Pick every line from the data that holds the word "component".

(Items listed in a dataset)
· · · · · · ·

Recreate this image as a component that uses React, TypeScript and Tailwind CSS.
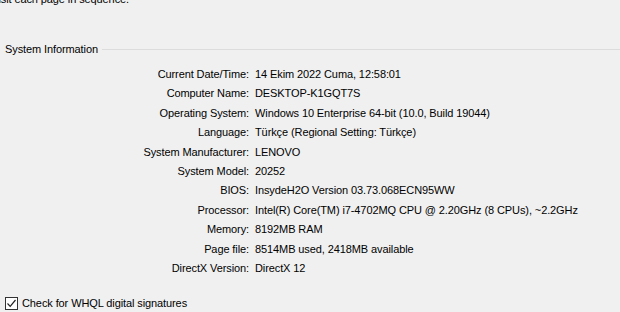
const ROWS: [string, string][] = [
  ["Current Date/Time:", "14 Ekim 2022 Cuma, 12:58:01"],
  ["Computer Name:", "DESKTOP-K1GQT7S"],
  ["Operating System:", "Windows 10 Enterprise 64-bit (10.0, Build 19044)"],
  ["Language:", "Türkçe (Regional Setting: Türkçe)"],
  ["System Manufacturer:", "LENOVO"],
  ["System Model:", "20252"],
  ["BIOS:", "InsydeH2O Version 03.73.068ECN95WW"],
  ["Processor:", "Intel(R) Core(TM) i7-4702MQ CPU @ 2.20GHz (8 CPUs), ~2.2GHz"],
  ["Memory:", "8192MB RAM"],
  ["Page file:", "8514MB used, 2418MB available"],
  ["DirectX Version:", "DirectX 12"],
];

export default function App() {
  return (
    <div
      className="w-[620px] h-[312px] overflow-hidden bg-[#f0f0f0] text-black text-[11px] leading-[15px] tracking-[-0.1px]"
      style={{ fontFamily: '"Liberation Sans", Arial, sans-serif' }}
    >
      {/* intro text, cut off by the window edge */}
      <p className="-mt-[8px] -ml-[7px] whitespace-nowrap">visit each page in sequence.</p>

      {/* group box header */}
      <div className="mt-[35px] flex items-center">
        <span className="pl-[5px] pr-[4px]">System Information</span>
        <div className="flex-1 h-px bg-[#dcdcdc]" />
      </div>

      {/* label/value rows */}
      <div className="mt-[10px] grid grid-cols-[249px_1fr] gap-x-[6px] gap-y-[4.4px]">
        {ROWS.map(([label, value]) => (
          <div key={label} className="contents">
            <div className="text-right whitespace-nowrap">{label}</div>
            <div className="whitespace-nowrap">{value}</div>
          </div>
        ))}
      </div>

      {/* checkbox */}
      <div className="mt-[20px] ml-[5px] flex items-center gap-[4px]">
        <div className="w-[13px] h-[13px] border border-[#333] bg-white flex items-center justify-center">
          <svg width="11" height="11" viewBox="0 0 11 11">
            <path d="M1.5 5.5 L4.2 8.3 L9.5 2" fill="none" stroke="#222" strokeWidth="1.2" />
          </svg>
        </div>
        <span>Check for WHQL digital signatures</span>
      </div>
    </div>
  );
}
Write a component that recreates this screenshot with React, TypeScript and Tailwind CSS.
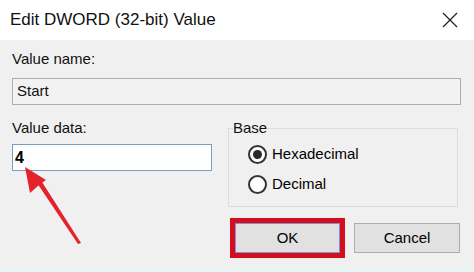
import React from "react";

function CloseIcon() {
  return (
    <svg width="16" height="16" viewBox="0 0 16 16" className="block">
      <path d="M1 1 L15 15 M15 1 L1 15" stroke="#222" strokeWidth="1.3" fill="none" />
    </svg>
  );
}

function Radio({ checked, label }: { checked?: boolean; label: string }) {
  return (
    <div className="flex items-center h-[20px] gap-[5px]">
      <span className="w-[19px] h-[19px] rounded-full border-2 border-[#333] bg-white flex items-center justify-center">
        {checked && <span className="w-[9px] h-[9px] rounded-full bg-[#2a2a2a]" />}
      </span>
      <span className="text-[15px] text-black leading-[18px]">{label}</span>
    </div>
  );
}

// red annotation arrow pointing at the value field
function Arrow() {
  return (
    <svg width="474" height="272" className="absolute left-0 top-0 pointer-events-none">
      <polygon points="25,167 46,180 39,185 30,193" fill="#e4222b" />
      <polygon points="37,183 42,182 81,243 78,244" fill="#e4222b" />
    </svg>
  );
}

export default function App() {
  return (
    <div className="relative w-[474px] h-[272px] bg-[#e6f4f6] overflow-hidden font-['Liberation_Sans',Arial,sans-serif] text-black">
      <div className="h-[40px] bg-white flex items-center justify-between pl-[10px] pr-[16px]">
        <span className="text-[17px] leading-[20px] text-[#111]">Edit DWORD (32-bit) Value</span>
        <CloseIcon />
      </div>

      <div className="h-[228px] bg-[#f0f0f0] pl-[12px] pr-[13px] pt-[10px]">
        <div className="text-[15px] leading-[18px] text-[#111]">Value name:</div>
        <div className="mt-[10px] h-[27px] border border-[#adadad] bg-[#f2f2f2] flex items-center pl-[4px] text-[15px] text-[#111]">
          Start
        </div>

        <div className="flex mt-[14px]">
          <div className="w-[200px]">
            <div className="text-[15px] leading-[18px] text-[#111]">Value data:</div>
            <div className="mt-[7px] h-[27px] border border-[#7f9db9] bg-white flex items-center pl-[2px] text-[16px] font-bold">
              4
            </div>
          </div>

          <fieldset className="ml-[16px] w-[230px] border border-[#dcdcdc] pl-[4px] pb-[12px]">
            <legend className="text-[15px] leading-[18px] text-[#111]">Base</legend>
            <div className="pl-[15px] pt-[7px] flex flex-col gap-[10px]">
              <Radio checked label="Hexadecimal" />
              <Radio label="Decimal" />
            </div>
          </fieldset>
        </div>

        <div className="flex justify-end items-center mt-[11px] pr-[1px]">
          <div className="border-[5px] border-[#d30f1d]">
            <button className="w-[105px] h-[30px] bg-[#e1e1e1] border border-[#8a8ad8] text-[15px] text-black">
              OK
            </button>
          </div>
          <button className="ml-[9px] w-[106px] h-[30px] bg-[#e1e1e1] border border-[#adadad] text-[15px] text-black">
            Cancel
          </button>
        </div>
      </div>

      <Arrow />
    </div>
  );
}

· · · · · · ·

◆ ANSWER FOR THIS EXERCISE ◆
Recreate this image as a component that uses React, TypeScript and Tailwind CSS.
Write a component that recreates this screenshot with React, TypeScript and Tailwind CSS.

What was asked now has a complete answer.